Lewis S. Edelheit

Senior Vice President, R&D (retired), General Electric

Dr. Lewis S. (Lonnie) Edelheit retired from General Electric Company in 2001 after a successful tenure as Senior Vice President, R&D, and member of GE’s Corporate Executive Council.

Under his leadership, GE introduced numerous new leadership products, including digital X-ray and advanced ultrasound medical imagers, high-efficiency turbines for power generation, the GE 90 Jet engine, advanced lighting and electronics-based appliances and weatherable plastics, to name a few.

In 1986, Dr. Edelheit left GE to become president and CEO of Quantum Medical Systems, a venture capital-backed company that pioneered color-flow ultrasound for vascular imaging. He continued to lead Quantum after its acquisition by Siemens Corporation. He returned to GE in 1991 as manager of the R&D Center’s Electronic Systems Research Center, and in 1992 assumed leadership of Corporate R&D.

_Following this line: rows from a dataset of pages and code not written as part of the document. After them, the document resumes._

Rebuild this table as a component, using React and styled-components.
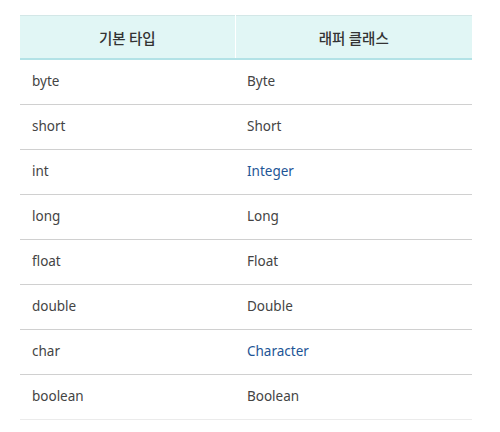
import React from "react";
import styled, { createGlobalStyle } from "styled-components";

const Global = createGlobalStyle`
  html, body { margin: 0; padding: 0; background: #fff; }
  body { font-family: "Noto Sans", "Noto Sans CJK KR", sans-serif; }
`;

const Page = styled.div`
  padding: 15px 28px 0 20px;
`;

const Table = styled.table`
  width: 452px;
  border-collapse: collapse;
  table-layout: fixed;
`;

const HeadCell = styled.th`
  height: 42px;
  padding: 0 12px;
  background: #e1f6f5;
  border-top: 1px solid #d3e7e7;
  border-bottom: 2px solid #b2e2e6;
  border-right: ${(p) => (p.$divider ? "1px solid #ffffff" : "none")};
  font-family: "Noto Sans CJK KR", "Noto Sans", sans-serif;
  font-size: 14.5px;
  font-weight: 500;
  color: #333;
  text-align: center;
  vertical-align: middle;
`;

const Row = styled.tr`
  border-bottom: 1px solid ${(p) => (p.$last ? "#ebebeb" : "#d0d0d0")};
`;

const Cell = styled.td`
  box-sizing: border-box;
  height: 45px;
  padding: 0 12px 1px;
  font-size: 13.5px;
  line-height: 18px;
  color: ${(p) => (p.$link ? "#1e5596" : "#444")};
  vertical-align: middle;
`;

const rows = [
  ["byte", "Byte"],
  ["short", "Short"],
  ["int", "Integer", true],
  ["long", "Long"],
  ["float", "Float"],
  ["double", "Double"],
  ["char", "Character", true],
  ["boolean", "Boolean"],
];

export default function App() {
  return (
    <>
      <Global />
      <Page>
        <Table>
          <colgroup>
            <col style={{ width: 215 }} />
            <col style={{ width: 237 }} />
          </colgroup>
          <thead>
            <tr>
              <HeadCell $divider>기본 타입</HeadCell>
              <HeadCell>래퍼 클래스</HeadCell>
            </tr>
          </thead>
          <tbody>
            {rows.map(([a, b, link], i) => (
              <Row key={a} $last={i === rows.length - 1}>
                <Cell>{a}</Cell>
                <Cell $link={link}>{b}</Cell>
              </Row>
            ))}
          </tbody>
        </Table>
      </Page>
    </>
  );
}
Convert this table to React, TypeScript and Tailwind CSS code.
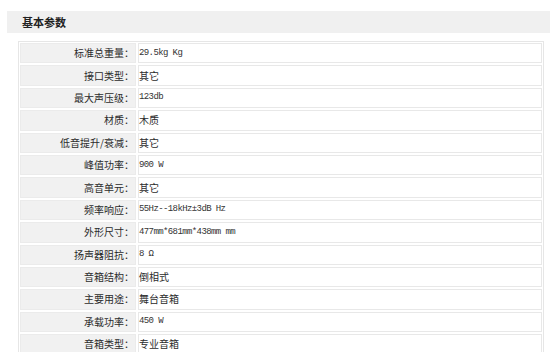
const rows: { label: string; value: string; mono?: boolean }[] = [
  { label: '标准总重量：', value: '29.5kg Kg', mono: true },
  { label: '接口类型：', value: '其它' },
  { label: '最大声压级：', value: '123db', mono: true },
  { label: '材质：', value: '木质' },
  { label: '低音提升/衰减：', value: '其它' },
  { label: '峰值功率：', value: '900 W', mono: true },
  { label: '高音单元：', value: '其它' },
  { label: '频率响应：', value: '55Hz--18kHz±3dB Hz', mono: true },
  { label: '外形尺寸：', value: '477mm*681mm*438mm mm', mono: true },
  { label: '扬声器阻抗：', value: '8 Ω', mono: true },
  { label: '音箱结构：', value: '倒相式' },
  { label: '主要用途：', value: '舞台音箱' },
  { label: '承载功率：', value: '450 W', mono: true },
  { label: '音箱类型：', value: '专业音箱' },
];

export default function App() {
  return (
    <div className="w-[550px] h-[352px] overflow-hidden bg-white text-[#333] font-['Noto_Sans_CJK_SC',sans-serif]">
      {/* section title */}
      <div className="pt-[11px] pl-[7px]">
        <div className="h-[22px] bg-[#f0f0f0] pl-[15px] flex items-center text-[11px] font-bold text-[#222]">
          基本参数
        </div>
      </div>

      {/* parameter table */}
      <div className="mt-[8px] ml-[18px] w-[526px] border border-[#e6e6e6] p-px flex flex-col gap-[2px]">
        {rows.map((row) => (
          <div key={row.label} className="flex gap-[2px] h-[20.4px]">
            <div className="w-[116px] shrink-0 bg-[#f1f1f1] border border-[#ebebeb] flex items-center justify-end pr-[1px] text-[10px] leading-none text-[#2b2b2b]">
              {row.label}
            </div>
            <div className="flex-1 border border-[#e8e8e8] flex items-center">
              {row.mono ? (
                <span className="font-['Liberation_Mono',monospace] text-[9px] tracking-[-0.6px] leading-none">
                  {row.value}
                </span>
              ) : (
                <span className="text-[10px] leading-none text-[#2b2b2b]">{row.value}</span>
              )}
            </div>
          </div>
        ))}
      </div>
    </div>
  );
}
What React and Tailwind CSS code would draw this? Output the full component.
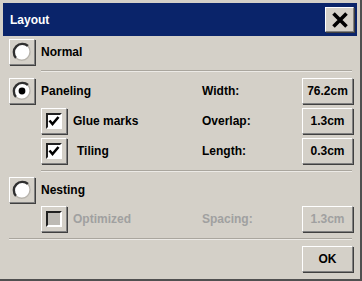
import React from 'react';

const raised =
  'bg-[#d4d0c8] border border-t-white border-l-white border-b-[#808080] border-r-[#808080] shadow-[1px_1px_0_#404040]';

const RadioBox = ({ checked }) => (
  <div className={`${raised} w-[26px] h-[26px] flex items-center justify-center shrink-0`}>
    <svg width="20" height="20" viewBox="0 0 20 20">
      <circle cx="10" cy="10" r="8.5" fill="#fff" />
      <path d="M16 4 A8.5 8.5 0 0 0 4 16" fill="none" stroke="#303030" strokeWidth="2.4" />
      <path d="M4 16 A8.5 8.5 0 0 0 16 4" fill="none" stroke="#b8b4ac" strokeWidth="1.5" />
      {checked && <circle cx="10" cy="10" r="3.4" fill="#000" />}
    </svg>
  </div>
);

const CheckBox = ({ checked, disabled }) => (
  <div className={`${raised} w-[26px] h-[26px] flex items-center justify-center shrink-0`}>
    <div
      className={`w-[16px] h-[16px] border-2 border-t-[#202020] border-l-[#202020] border-b-white border-r-white flex items-center justify-center ${
        disabled ? 'bg-[#bdbab4]' : 'bg-white'
      }`}
    >
      {checked && (
        <svg width="12" height="12" viewBox="0 0 12 12">
          <path d="M1.5 5.5 L4.5 9 L10.5 2" fill="none" stroke="#000" strokeWidth="2.6" />
        </svg>
      )}
    </div>
  </div>
);

const ValueButton = ({ children, disabled }) => (
  <div
    className={`${raised} w-[51px] h-[26px] flex items-center justify-center shrink-0 ${
      disabled ? 'text-[#a0a0a0]' : 'text-black'
    }`}
  >
    {children}
  </div>
);

const Separator = ({ className }) => (
  <div className={`h-[2px] border-t border-t-[#aaa69e] border-b border-b-[#eceae6] ${className}`} />
);

const LayoutDialog = () => {
  return (
    <div className="w-[362px] h-[281px] bg-[#d4d0c8] flex flex-col font-['Liberation_Sans',Arial,sans-serif] text-[12px] font-bold text-black border-r-2 border-b-2 border-r-[#505050] border-b-[#505050]">
      {/* Title bar */}
      <div className="mt-[3px] mx-[3px] h-[33px] bg-[#0a246a] flex items-center justify-between pl-[7px] pr-[3px]">
        <span className="text-white text-[12px] font-bold">Layout</span>
        <div className={`${raised} w-[29px] h-[25px] flex items-center justify-center`}>
          <svg width="18" height="18" viewBox="0 0 18 18">
            <path d="M2.5 2.5 L15.5 15.5 M15.5 2.5 L2.5 15.5" stroke="#000" strokeWidth="3.6" />
          </svg>
        </div>
      </div>

      <div className="ml-[9px] w-[344px] flex flex-col">
        {/* Normal */}
        <div className="mt-[3px] h-[26px] flex items-center">
          <RadioBox />
          <span className="ml-[6px]">Normal</span>
        </div>
        <Separator className="mt-[5px] ml-[32px] mr-[1px]" />

        {/* Paneling */}
        <div className="mt-[6px] h-[26px] flex items-center">
          <div className="w-[193px] flex items-center">
            <RadioBox checked />
            <span className="ml-[6px]">Paneling</span>
          </div>
          <span className="w-[100px]">Width:</span>
          <ValueButton>76.2cm</ValueButton>
        </div>
        <div className="mt-[4px] h-[26px] flex items-center">
          <div className="w-[193px] pl-[32px] flex items-center">
            <CheckBox checked />
            <span className="ml-[6px]">Glue marks</span>
          </div>
          <span className="w-[100px]">Overlap:</span>
          <ValueButton>1.3cm</ValueButton>
        </div>
        <div className="mt-[4px] h-[26px] flex items-center">
          <div className="w-[193px] pl-[32px] flex items-center">
            <CheckBox checked />
            <span className="ml-[10px]">Tiling</span>
          </div>
          <span className="w-[100px]">Length:</span>
          <ValueButton>0.3cm</ValueButton>
        </div>
        <Separator className="mt-[6px] ml-[32px] mr-[1px]" />

        {/* Nesting */}
        <div className="mt-[5px] h-[26px] flex items-center">
          <RadioBox />
          <span className="ml-[6px]">Nesting</span>
        </div>
        <div className="mt-[3px] h-[26px] flex items-center">
          <div className="w-[193px] pl-[32px] flex items-center">
            <CheckBox disabled />
            <span className="ml-[6px] text-[#a0a0a0]">Optimized</span>
          </div>
          <span className="w-[100px] text-[#a0a0a0]">Spacing:</span>
          <ValueButton disabled>1.3cm</ValueButton>
        </div>
        <Separator className="mt-[6px] mr-[1px]" />

        <div className="mt-[6px] flex justify-end">
          <ValueButton>OK</ValueButton>
        </div>
      </div>
    </div>
  );
};

export default function App() {
  return <LayoutDialog />;
}
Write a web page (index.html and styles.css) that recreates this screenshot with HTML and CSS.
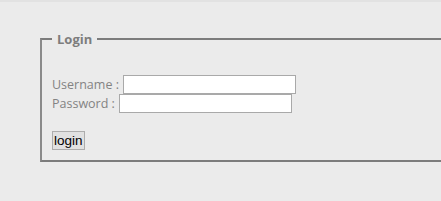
FILE: index.html
```html
<!DOCTYPE html>
<html lang="en">
<head>
    <meta charset="UTF-8">
    <title>Login</title>
    <link rel="stylesheet" href="styles.css">
</head>
<body>
    <div class="page">
        <form class="login-form" onsubmit="return false;">
            <fieldset class="login-box">
                <legend>Login</legend>
                <div class="field">
                    <label for="username">Username :</label>
                    <input type="text" id="username" name="username">
                </div>
                <div class="field">
                    <label for="password">Password :</label>
                    <input type="password" id="password" name="password">
                </div>
                <button type="submit" class="login-btn">login</button>
            </fieldset>
        </form>
    </div>
</body>
</html>
```

FILE: styles.css
```css
html, body { margin: 0; padding: 0; }
body { background-color: #ebebeb; font-family: "Open Sans", "Noto Sans", sans-serif; overflow: hidden; }
.page { border-top: 2px solid #e2e2e2; padding: 28px 0 0 40px; }
.login-form { width: 401px; overflow: hidden; }

.login-box { width: 480px; margin: 0; padding: 27px 10px 10px; border: 2px solid #8a8a8a; border-top-color: #7c7c7c; border-bottom-color: #7c7c7c; }
.login-box legend { padding: 0 5px; color: #7d7d7d; font-weight: bold; font-size: 13px; }

.field { font-size: 12.5px; color: #838383; height: 19px; line-height: 19px; }
.field label { margin-right: 1px; }
.field input { width: 171px; height: 17px; padding: 0; border: 1px solid #a9a9a9; background: white; vertical-align: top; box-sizing: content-box; }

.login-btn { margin-top: 18px; padding: 0 1px; font-family: "Liberation Sans", Arial, sans-serif; font-size: 13.5px; color: black; background: #e1e1e1; border: 1px solid #adadad; height: 19px; line-height: 16px; }
```
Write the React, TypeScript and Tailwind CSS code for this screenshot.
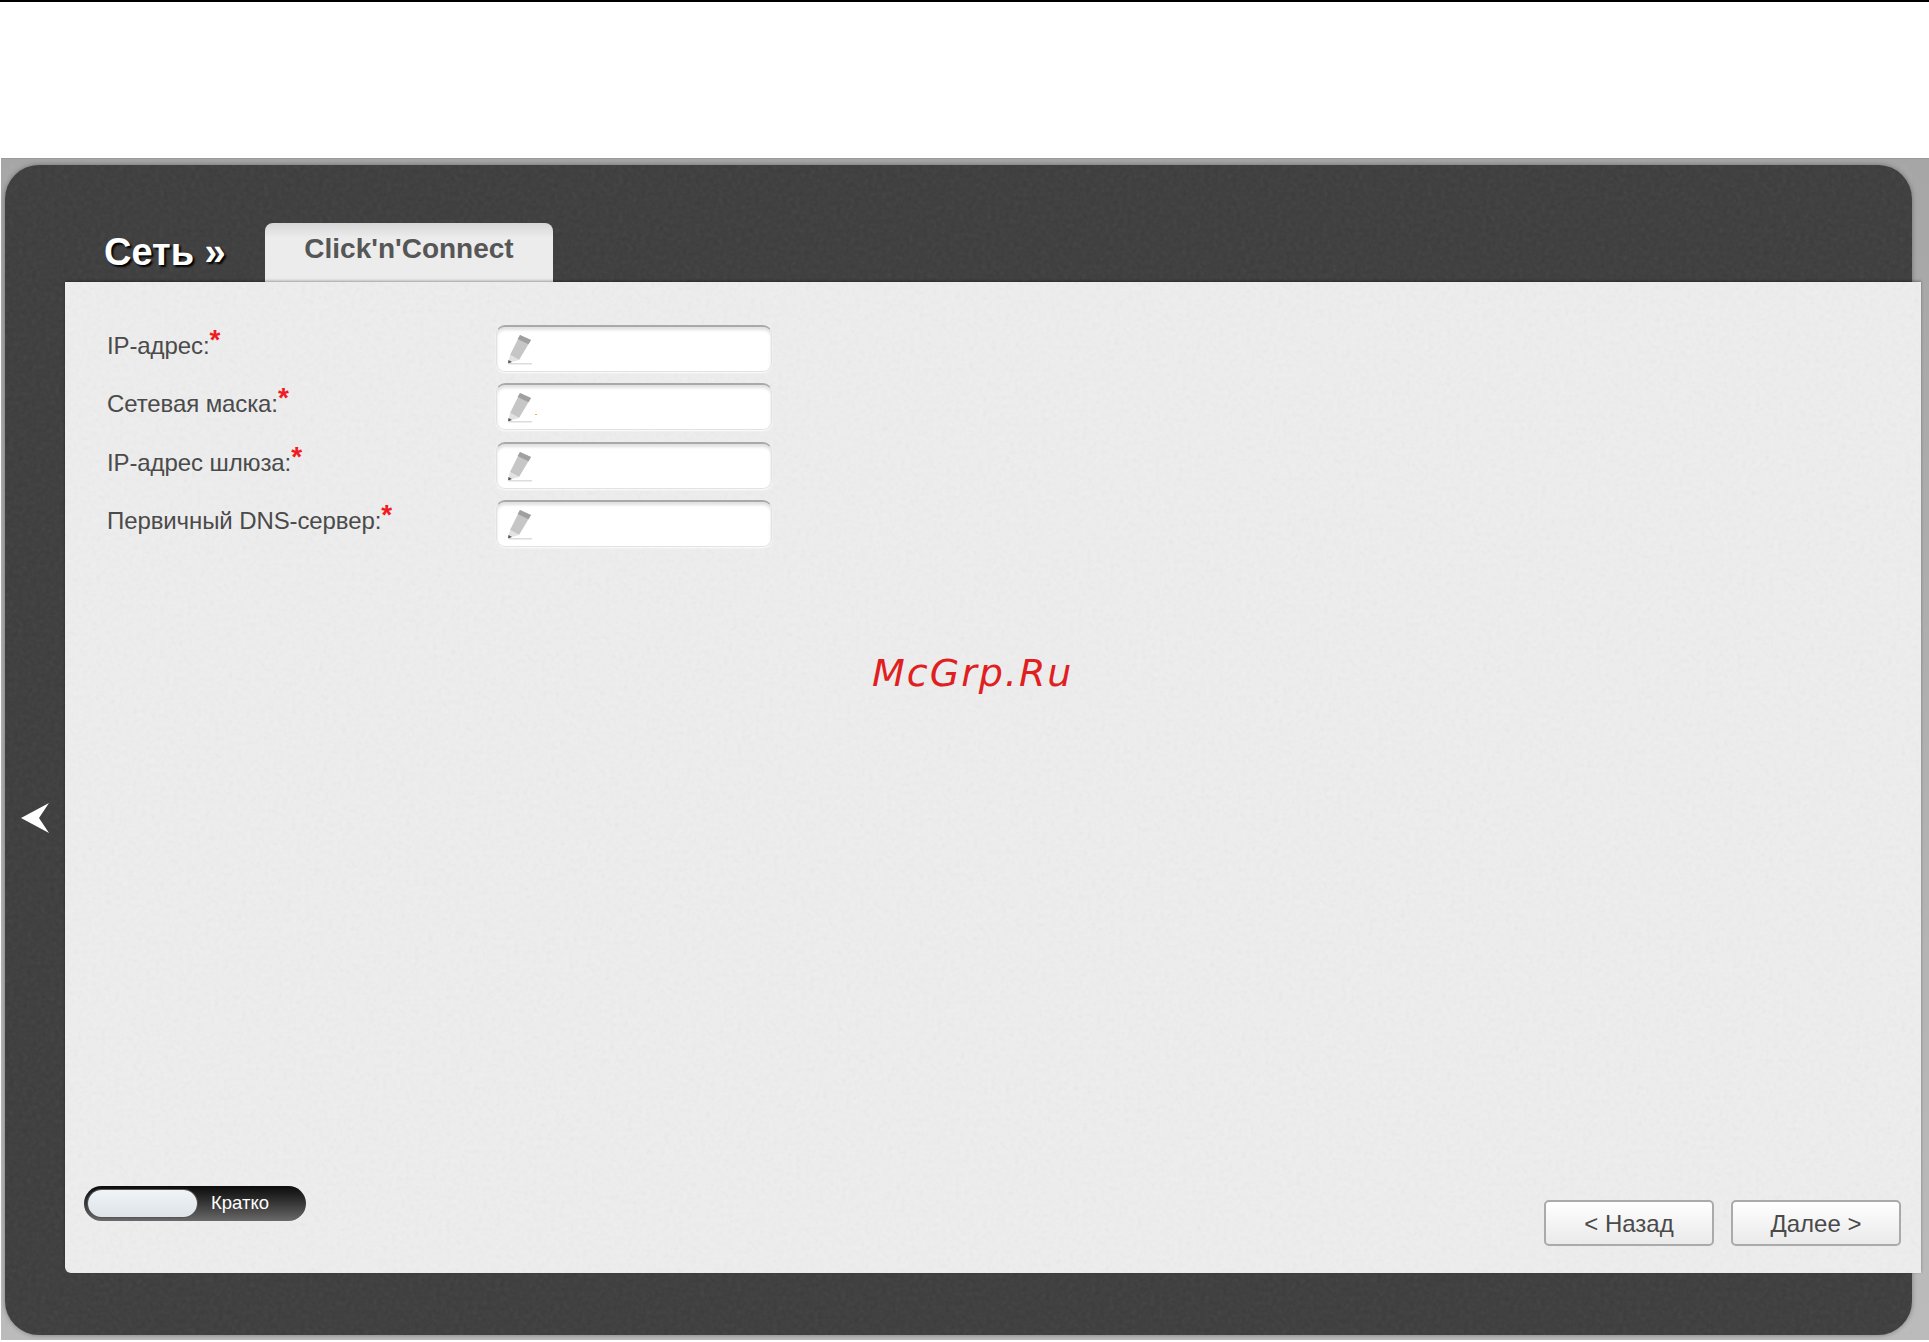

Dr. Edelheit is a member of the National Academy of Engineering, and a Fellow of the American Physical Society, which selected him as the recipient of the 2001 George E. Pake prize. He was a member of the Board of Trustees of Rensselaer Polytechnic Institute in Troy, NY from 1995 until 2002. He was also a member until 2003 of the National Institute of Standards and Technology’s Advanced Technology Program. He serves on advisory boards of both the Physics and Bioengineering departments of the University of Washington. He is also on the board of the Harvard Medical School and Beth Israel Deaconess Research and Education Institute in Boston. He is also on the Board of Directors of one public corporation, Sonic Innovation, and one private corporation, Hubspan. He is chairman of the Laboratory Advisory Committee of Pacific Northwest National Laboratory. In 1995, he received the University of Illinois at Urbana-Champaign College of Engineering Alumni Award for Distinguished Service. He has numerous publications and presentations.

A native of Chicago, Dr. Edelheit earned a B.S. degree in engineering physics and an M.S. degree and Ph.D. in physics from the University of Illinois.